Many things you see online are not what they appear to be. In the case of social media influencers – people who are paid to promote brands and products – some aren't even real people. In what is part of a growing online trend, some of these computer-generated influencers have more than one million followers each.
Recent studies predict the influence marketing space will be a $2 billion industry by 2020. The goal of these computer-generated influencers is to get you to buy products or experiences, but critics worry you could be deceived by a false image.
Lil Miquela, modeling's latest it girl, is an optical illusion. She's an avatar designed by artists and built by computers. So is Shudu, dubbed the world's first digital supermodel, reports CBS News' Tony Dokoupil.
London photographer and designer Cameron-James Wilson is the human behind the avatar. He said Shudu was inspired by a Barbie doll.
"CGI and 3D models offer a way for us to explore or create things that we never ever seen before," James-Wilson said. "Like how can we explore beauty in a world that's only limited by the physical things around us."
With close to 125,000 followers, Shudu is also a virtual influencer. Just last week, Shudu debuted her first fashion editorial with Women's Wear Daily but Wilson says he – or she – was not paid like a human fashion model would be.
Attorney David Polgar studies the ethics of technology and says the Federal Trade Commission needs to have guidelines for CGIs.
"We are blurring the lines between fiction and reality," Polgar said. "The impetus is on the legislative branch to say, 'Maybe we need better transparency.' ... There's been a lot of discussion about technology moving at a much faster pace than the law has been able to catch up."
For Polgar, the character needs to be treated as if it were a brand.
"If it is a fictional character that a consumer doesn't know if it's real, then to a large extent that actually not a person. That's just an extended brand. So I think what we would have to worry about is should there be transparency that would be needed about the interaction with that brand?" Polgar said.
And Lil Miquela is a fast-growing brand. The A.I. model/musician has more 1.2 million followers and is growing as an influencer who sports and promotes designer clothes. Her creator, a robotics and A.I. company called Brud, has maintained an allure of anonymity.
Ryan Teng is the vice president of CLO Virtual Fashion, the company behind the 3D software used to digitize the clothes on virtual models.
"Everyone has their own take of what they think their reality should look like. And I think 3D just kind of gives the extra step to increase your creativity for that reality," Teng said.

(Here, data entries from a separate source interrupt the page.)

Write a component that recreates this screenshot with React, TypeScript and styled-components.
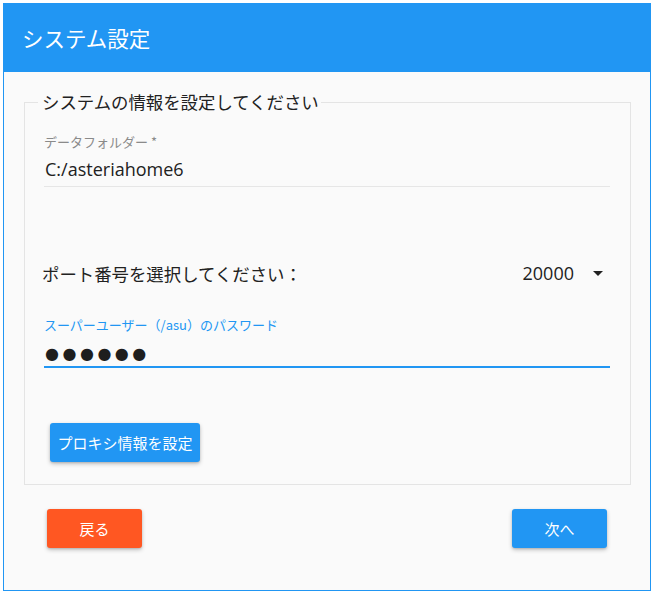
import React from "react";
import styled, { createGlobalStyle } from "styled-components";

const GlobalStyle = createGlobalStyle`
  html, body {
    margin: 0;
    padding: 0;
    background: #ffffff;
  }
  body {
    font-family: "Noto Sans CJK JP", "Noto Sans", sans-serif;
    color: #212121;
  }
`;

const Window = styled.div`
  box-sizing: border-box;
  margin: 3px;
  width: 648px;
  height: 588px;
  border: 1px solid #2196f3;
  background: #fafafa;
  display: flex;
  flex-direction: column;
`;

const Header = styled.div`
  height: 69px;
  margin: -1px -1px 0 -1px;
  background: #2196f3;
  display: flex;
  align-items: center;
  padding-left: 19px;
`;

const Title = styled.h1`
  margin: 0;
  font-size: 21.5px;
  font-weight: 400;
  color: #ffffff;
  line-height: 24px;
`;

const Body = styled.div`
  padding: 20px 19px 0 20px;
  display: flex;
  flex-direction: column;
`;

const Fieldset = styled.fieldset`
  margin: 0;
  min-width: 0;
  border: 1px solid #e4e4e4;
  padding: 0 20px 22px 19px;
  display: flex;
  flex-direction: column;
`;

const Legend = styled.legend`
  margin-left: -6px;
  padding: 0 2px 0 4px;
  font-size: 17.4px;
  line-height: 20px;
  color: #212121;
`;

const Field = styled.div<{ $top: number }>`
  margin-top: ${(p) => p.$top}px;
  display: flex;
  flex-direction: column;
`;

const Label = styled.label<{ $focused?: boolean }>`
  font-size: 13px;
  line-height: 16px;
  color: ${(p) => (p.$focused ? "#2196f3" : "#8a8a8a")};
`;

const Value = styled.div<{ $focused?: boolean }>`
  margin-top: ${(p) => (p.$focused ? 5 : 2)}px;
  height: ${(p) => (p.$focused ? 28 : 34)}px;
  line-height: ${(p) => (p.$focused ? 28 : 34)}px;
  padding-left: 1px;
  font-family: "Open Sans", "Noto Sans CJK JP", sans-serif;
  font-size: 18px;
  color: #212121;
  border-bottom: ${(p) => (p.$focused ? "2px solid #2196f3" : "1px solid #e6e6e6")};
`;

const Dots = styled.span`
  font-family: "DejaVu Sans", sans-serif;
  font-size: 16px;
  letter-spacing: 3.5px;
  color: #1e1e1e;
`;

const SelectRow = styled.div`
  margin-top: 62px;
  height: 48px;
  display: flex;
  align-items: center;
  justify-content: space-between;
`;

const SelectLabel = styled.span`
  font-size: 17.4px;
  margin-left: -2px;
  color: #212121;
`;

const Select = styled.div`
  display: flex;
  align-items: center;
  gap: 12px;
  font-family: "Open Sans", "Noto Sans CJK JP", sans-serif;
  font-size: 18px;
  color: #212121;
`;

const Button = styled.button<{ $color: string; $width: number }>`
  box-sizing: border-box;
  width: ${(p) => p.$width}px;
  height: 39px;
  border: none;
  border-radius: 3px;
  background: ${(p) => p.$color};
  color: #ffffff;
  font-family: "Noto Sans CJK JP", sans-serif;
  font-size: 15px;
  padding: 0;
  box-shadow: 0 2px 4px rgba(0, 0, 0, 0.22), 0 1px 2px rgba(0, 0, 0, 0.12);
  cursor: pointer;
`;

const ProxyWrap = styled.div`
  margin-top: 55px;
  margin-left: 6px;
`;

const Actions = styled.div`
  margin-top: 24px;
  padding: 0 24px 0 23px;
  display: flex;
  justify-content: space-between;
`;

function ArrowDropDown() {
  return (
    <svg width="24" height="24" viewBox="0 0 24 24" style={{ display: "block" }}>
      <path d="M7 10l5 5 5-5z" fill="#212121" />
    </svg>
  );
}

export default function App() {
  return (
    <>
      <GlobalStyle />
      <Window>
        <Header>
          <Title>システム設定</Title>
        </Header>
        <Body>
          <Fieldset>
            <Legend>システムの情報を設定してください</Legend>
            <Field $top={22}>
              <Label>データフォルダー *</Label>
              <Value>C:/asteriahome6</Value>
            </Field>
            <SelectRow>
              <SelectLabel>ポート番号を選択してください：</SelectLabel>
              <Select>
                <span>20000</span>
                <ArrowDropDown />
              </Select>
            </SelectRow>
            <Field $top={20}>
              <Label $focused>スーパーユーザー（/asu）のパスワード</Label>
              <Value $focused>
                <Dots>●●●●●●</Dots>
              </Value>
            </Field>
            <ProxyWrap>
              <Button $color="#2196f3" $width={150}>
                プロキシ情報を設定
              </Button>
            </ProxyWrap>
          </Fieldset>
          <Actions>
            <Button $color="#ff5722" $width={95}>
              戻る
            </Button>
            <Button $color="#2196f3" $width={95}>
              次へ
            </Button>
          </Actions>
        </Body>
      </Window>
    </>
  );
}
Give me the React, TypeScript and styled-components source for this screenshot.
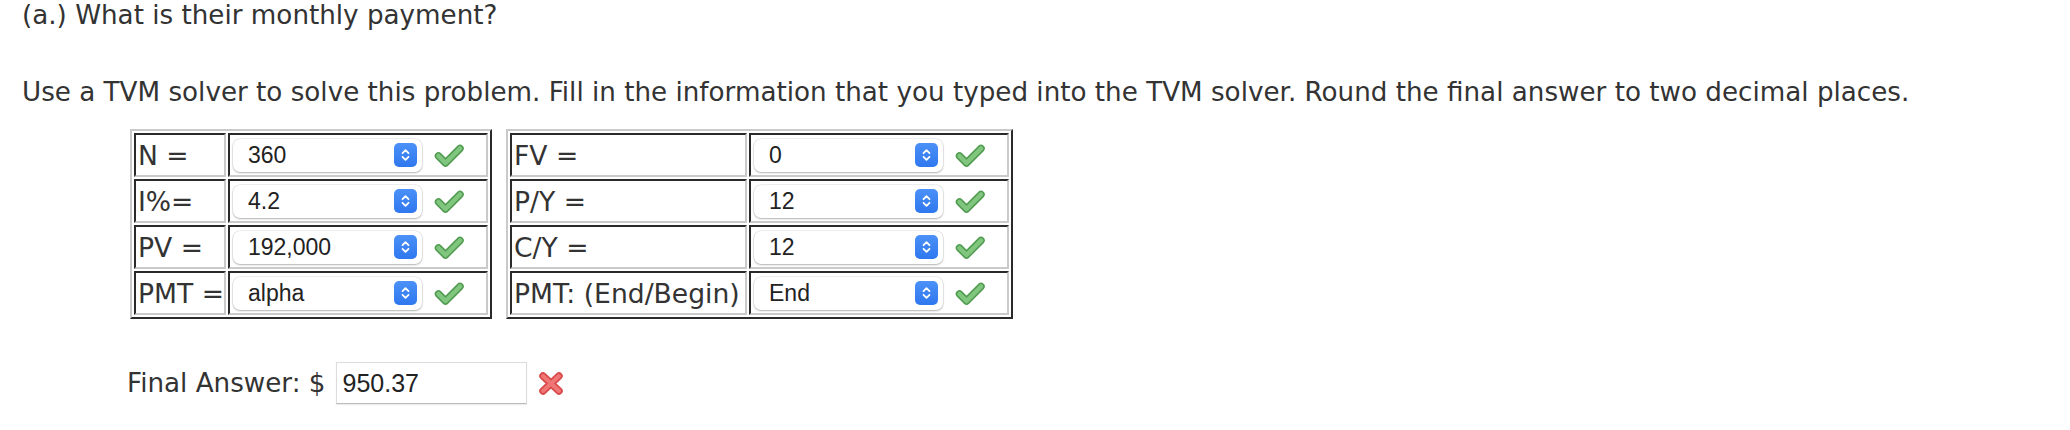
import React from 'react';
import styled, { createGlobalStyle } from 'styled-components';

type Field = { label: string; value: string };

const leftFields: Field[] = [
  { label: 'N =', value: '360' },
  { label: 'I%=', value: '4.2' },
  { label: 'PV =', value: '192,000' },
  { label: 'PMT =', value: 'alpha' },
];

const rightFields: Field[] = [
  { label: 'FV =', value: '0' },
  { label: 'P/Y =', value: '12' },
  { label: 'C/Y =', value: '12' },
  { label: 'PMT: (End/Begin)', value: 'End' },
];

function Stepper() {
  return (
    <svg width="23" height="24" viewBox="0 0 23 24">
      <defs>
        <linearGradient id="stepBlue" x1="0" y1="0" x2="0" y2="1">
          <stop offset="0" stopColor="#4b91f8" />
          <stop offset="1" stopColor="#2f77ef" />
        </linearGradient>
      </defs>
      <rect width="23" height="24" rx="5" fill="url(#stepBlue)" />
      <path d="M8.5 10.2 L11.5 7.2 L14.5 10.2" stroke="#fff" strokeWidth="1.8" fill="none" strokeLinecap="round" strokeLinejoin="round" />
      <path d="M8.5 13.8 L11.5 16.8 L14.5 13.8" stroke="#fff" strokeWidth="1.8" fill="none" strokeLinecap="round" strokeLinejoin="round" />
    </svg>
  );
}

function Check() {
  return (
    <svg width="30" height="25" viewBox="0 0 30 25">
      <path d="M4.5 13 L11.5 20 L26 5.5" stroke="#519c51" strokeWidth="7.5" fill="none" strokeLinecap="round" strokeLinejoin="round" />
      <path d="M4.5 13 L11.5 20 L26 5.5" stroke="#80c67f" strokeWidth="4.5" fill="none" strokeLinecap="round" strokeLinejoin="round" />
    </svg>
  );
}

function Cross() {
  return (
    <svg width="28" height="25" viewBox="0 0 28 25">
      <path d="M6 5 L22 20 M22 5 L6 20" stroke="#d84a4a" strokeWidth="7.5" fill="none" strokeLinecap="round" />
      <path d="M6 5 L22 20 M22 5 L6 20" stroke="#f07676" strokeWidth="4" fill="none" strokeLinecap="round" />
    </svg>
  );
}

function SolverTable({ fields, labelWidth }: { fields: Field[]; labelWidth: number }) {
  return (
    <Solver $labelWidth={labelWidth}>
      {fields.map((f) => (
        <React.Fragment key={f.label}>
          <LabelCell>{f.label}</LabelCell>
          <ValueCell>
            <SelectBox>
              <span>{f.value}</span>
              <Stepper />
            </SelectBox>
            <Mark>
              <Check />
            </Mark>
          </ValueCell>
        </React.Fragment>
      ))}
    </Solver>
  );
}

export default function App() {
  return (
    <>
      <GlobalStyle />
      <Page>
        <Question>(a.) What is their monthly payment?</Question>
        <Instructions>
          Use a TVM solver to solve this problem. Fill in the information that you typed into the TVM solver. Round the final answer to two decimal places.
        </Instructions>
        <Tables>
          <SolverTable fields={leftFields} labelWidth={92} />
          <SolverTable fields={rightFields} labelWidth={237} />
        </Tables>
        <AnswerRow>
          <span>Final Answer: $</span>
          <AnswerInput readOnly value="950.37" />
          <Mark $gap={10}>
            <Cross />
          </Mark>
        </AnswerRow>
      </Page>
    </>
  );
}

const GlobalStyle = createGlobalStyle`
  html, body {
    margin: 0;
    padding: 0;
    background: #fff;
  }
  body {
    font-family: "DejaVu Sans", Verdana, sans-serif;
    color: #333;
  }
`;

const Page = styled.div`
  width: 2070px;
  height: 430px;
  box-sizing: border-box;
  padding-left: 22px;
  font-size: 26.2px;
`;

const Question = styled.p`
  margin: 0;
  line-height: 30px;
`;

const Instructions = styled.p`
  margin: 47px 0 0;
  line-height: 30px;
`;

const Tables = styled.div`
  display: flex;
  gap: 14px;
  margin: 22px 0 0 108px;
`;

const Solver = styled.div<{ $labelWidth: number }>`
  display: grid;
  grid-template-columns: ${(p) => p.$labelWidth}px 260px;
  grid-auto-rows: 44px;
  gap: 2px;
  padding: 2px;
  border: 2px solid;
  border-color: #cacaca #2a2a2a #2a2a2a #cacaca;
`;

const LabelCell = styled.div`
  box-sizing: border-box;
  display: flex;
  align-items: center;
  padding: 0 2px;
  border: 2px solid;
  border-color: #2a2a2a #cacaca #cacaca #2a2a2a;
  white-space: nowrap;
  font-size: 26.6px;
  color: #333;
`;

const ValueCell = styled.div`
  box-sizing: border-box;
  display: flex;
  align-items: center;
  padding-left: 3px;
  border: 2px solid;
  border-color: #2a2a2a #cacaca #cacaca #2a2a2a;
`;

const SelectBox = styled.div`
  box-sizing: border-box;
  width: 189px;
  height: 33px;
  display: flex;
  align-items: center;
  justify-content: space-between;
  padding: 0 5px 0 15px;
  background: #fff;
  border-radius: 7px;
  box-shadow: 0 0 0 0.5px rgba(0, 0, 0, 0.12), 0 1px 2px rgba(0, 0, 0, 0.25);
  font-family: "Liberation Sans", Arial, sans-serif;
  font-size: 23px;
  color: #222;
`;

const Mark = styled.span<{ $gap?: number }>`
  display: flex;
  margin-left: ${(p) => p.$gap ?? 12}px;
`;

const AnswerRow = styled.div`
  display: flex;
  align-items: center;
  margin: 43px 0 0 105px;
  font-size: 26.2px;
  line-height: 30px;
`;

const AnswerInput = styled.input`
  box-sizing: border-box;
  width: 191px;
  height: 42px;
  margin-left: 11px;
  padding: 0 5px;
  border: 1px solid #dcdcdc;
  border-bottom-color: #bdbdbd;
  box-shadow: 0 1px 1px rgba(0, 0, 0, 0.08);
  outline: none;
  font-family: "Liberation Sans", Arial, sans-serif;
  font-size: 25px;
  color: #222;
  background: #fff;
`;
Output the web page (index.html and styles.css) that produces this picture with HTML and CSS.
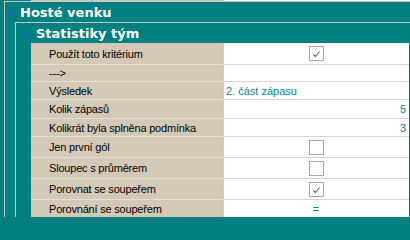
FILE: index.html
```html
<!DOCTYPE html>
<html lang="cs">
<head>
<meta charset="utf-8">
<title>Statistiky tým</title>
<link rel="stylesheet" href="styles.css">
</head>
<body>
<div class="screen">
  <div class="prev-row"><div class="lbl"></div><div class="val"></div></div>
  <div class="group outer">
    <div class="group-head">
      <svg class="chev" width="7" height="5" viewBox="0 0 7 5"><polyline points="0.6,0.6 3.5,3.6 6.4,0.6" fill="none" stroke="#2a62d0" stroke-width="1.6"/></svg>
      <span>Hosté venku</span>
    </div>
    <div class="group inner">
      <div class="group-head">
        <svg class="chev" width="7" height="5" viewBox="0 0 7 5"><polyline points="0.6,0.6 3.5,3.6 6.4,0.6" fill="none" stroke="#2a62d0" stroke-width="1.6"/></svg>
        <span>Statistiky tým</span>
      </div>
      <div class="grid">
        <div class="row r-check r-first"><div class="lbl">Použít toto kritérium</div><div class="val center"><span class="cb checked"><svg width="9" height="8" viewBox="0 0 9 8"><polyline points="1.5,4.5 3.4,6.5 7.5,1.5" fill="none" stroke="#606060" stroke-width="1.1"/></svg></span></div></div>
        <div class="row r-text r-short"><div class="lbl">---&gt;</div><div class="val"></div></div>
        <div class="row r-text"><div class="lbl">Výsledek</div><div class="val">2. část zápasu</div></div>
        <div class="row r-text r-tall"><div class="lbl">Kolik zápasů</div><div class="val right">5</div></div>
        <div class="row r-text"><div class="lbl">Kolikrát byla splněna podmínka</div><div class="val right">3</div></div>
        <div class="row r-check"><div class="lbl">Jen první gól</div><div class="val center"><span class="cb"></span></div></div>
        <div class="row r-check"><div class="lbl">Sloupec s průměrem</div><div class="val center"><span class="cb"></span></div></div>
        <div class="row r-check"><div class="lbl">Porovnat se soupeřem</div><div class="val center"><span class="cb checked"><svg width="9" height="8" viewBox="0 0 9 8"><polyline points="1.5,4.5 3.4,6.5 7.5,1.5" fill="none" stroke="#606060" stroke-width="1.1"/></svg></span></div></div>
        <div class="row r-text"><div class="lbl">Porovnání se soupeřem</div><div class="val center">=</div></div>
      </div>
    </div>
  </div>
</div>
</body>
</html>
```

FILE: styles.css
```css
html, body {
  margin: 0;
  padding: 0;
}
body {
  background: #008080;
  width: 410px;
  height: 217px;
  overflow: hidden;
}
.screen {
  width: 410px;
  height: 217px;
  overflow: hidden;
  background: #008080;
  font-family: "Liberation Sans", Arial, sans-serif;
}
.prev-row {
  display: grid;
  grid-template-columns: 193px 186px;
  margin-left: 31px;
  height: 1px;
}
.prev-row .lbl {
  background: #d4c9b7;
  border-right: 1px solid #c8c8c8;
}
.prev-row .val {
  background: #ffffff;
}
.group {
  border-top: 1px solid #c6c6c6;
  border-left: 1px solid #c6c6c6;
}
.outer {
  margin-left: 4px;
}
.inner {
  margin-left: 10px;
}
.group-head {
  height: 20px;
  display: flex;
  align-items: center;
  color: #ffffff;
  font-family: "DejaVu Sans", Verdana, sans-serif;
  font-weight: bold;
  font-size: 13px;
}
.outer > .group-head {
  padding-left: 2px;
}
.inner > .group-head {
  padding-left: 6px;
}
.chev {
  margin-top: 3px;
  margin-right: 6px;
  flex: none;
}
.inner > .group-head .chev {
  margin-right: 7px;
}
.grid {
  margin-left: 15px;
}
.row {
  display: grid;
  grid-template-columns: 193px 185px;
  font-size: 11px;
  letter-spacing: -0.2px;
  color: #000000;
}
.row > div {
  border-bottom: 1px solid #d4d4d4;
  display: flex;
  align-items: center;
  white-space: nowrap;
}
.row .lbl {
  background: #d4c9b7;
  border-right: 1px solid #cfcfcf;
  padding-left: 18px;
  border-bottom-color: #e2ded8;
}
.row .val {
  background: #ffffff;
  color: #0a8290;
  padding-left: 2px;
  padding-right: 3px;
  letter-spacing: 0;
}
.row .val.right {
  justify-content: flex-end;
}
.row .val.center {
  justify-content: center;
  padding-left: 0;
  padding-right: 1px;
}
.r-text {
  height: 18px;
}
.r-short {
  height: 17px;
}
.r-tall {
  height: 19px;
}
.r-check {
  height: 21px;
}
.r-first {
  height: 22px;
}
.cb {
  width: 13px;
  height: 13px;
  border: 1px solid #a8a8a8;
  background: #ffffff;
  display: flex;
  align-items: center;
  justify-content: center;
}
.cb svg {
  margin-top: 1px;
}
```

While CGI models is a first for their company, Teng says fashion has been blurring lines for years with digital garments.
"There's a lot of 3D going on that no one knows about," Teng said. "So the person's real but the garment isn't. ... So most of these website you go to were you see this guy who has the same goofy face in different poses … but he's wearing multiple garments, that kind of answers your question."
Though Teng doesn't see the practice as dishonest.
"I think it still does the job of whatever it's supposed to do. … You're not getting a fake garment when it comes … and it's become a part of the supply chain that every company actually needs," he said. "I think this is the year you'll start noticing that more people are utilizing those assets."
He believes Shudu and Lil Miquela are just the start.
"They're not the last, [that's] for sure," Teng said.
And Miquela has proven she's here to stay. In March, she posed for free in New York's fashion magazine V, wearing luxury brands like Versace, Fendi and Chanel. Associate editor Devin Barrett sees a bright future for virtual models.
"Miquela's just an interesting subject and I think a really interesting conversation right now is again about the authenticity in this digital age. … How much of what's out there content-wise is real?" Barrett said. "Brands ultimately want to be involved in an interesting story, in a story that gets traction. … Otherwise, it's just product at the end of the day."
As for Shudu's creator, he says his digital model is just the start of a new wave of CGI influencers.
"The influencers of today are changing they are realizing that they need actual engaging content. … There's so many different aspects of this that I think can engage and captivate people."
For now, CGI influencers don't pose a threat to human influencers, but there are concerns over the unrealistic dimensions of these computer-generated models, which could fuel a debate about body image.